Not arguing the tax law precedent with you Jack, just pointing out the dishonesty inherent in the legal fiction, as I see it.

Oh no, you are 100% right. If I were a judge writing on a clean slate, I'd laugh Dudley's deduction right out of my courtroom.

But the slate isn't clean. There's precedent for allowing the deduction here. The place where there's still an open issue is valuation. And on that issue, Dudley was highly aggressive.

I enjoyed some quality time with Ted Rall this evening.

He's in town for two presentations on Saturday at Wordstock.

At such a geeky intellectual event as a celebration of books, poets, editorial cartoonists (Rall is past president of their national guild), which candidate would you more expect to meet there, among his peeps, on the hustings for votes: Kitzaher or duhDudley?

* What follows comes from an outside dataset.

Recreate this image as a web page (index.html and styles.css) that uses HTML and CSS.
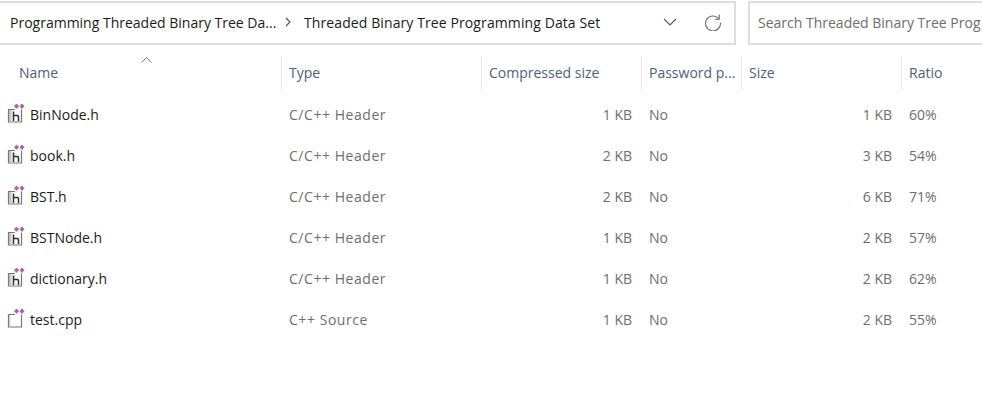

Speaking of 'celebrating,' LIARS Larson claims he has conned a half-dozen Rightwing wackos (so-called 'social Republicans' including Dudley -- all anti-abortion, all the time -- not to be confused with 'fiscal Republicans'), to appear downtown in LIARS' studio for 'debates' (against empty folding chairs) on-air during LIARS' programming, as he walks among them and pauses to touch each one with his fawning approval lipsticking the black kiss of political death on their foreheads.

shouldn't the blame for this questionable and potentially illegal deduction attach not to Dudley but to the accountant that advised him or prepared his tax return?

Of course not. He's not a republican running for office in Oregon.

I love these posts in which you bring your professional expertise to bear on Oregon politics. They are excellent!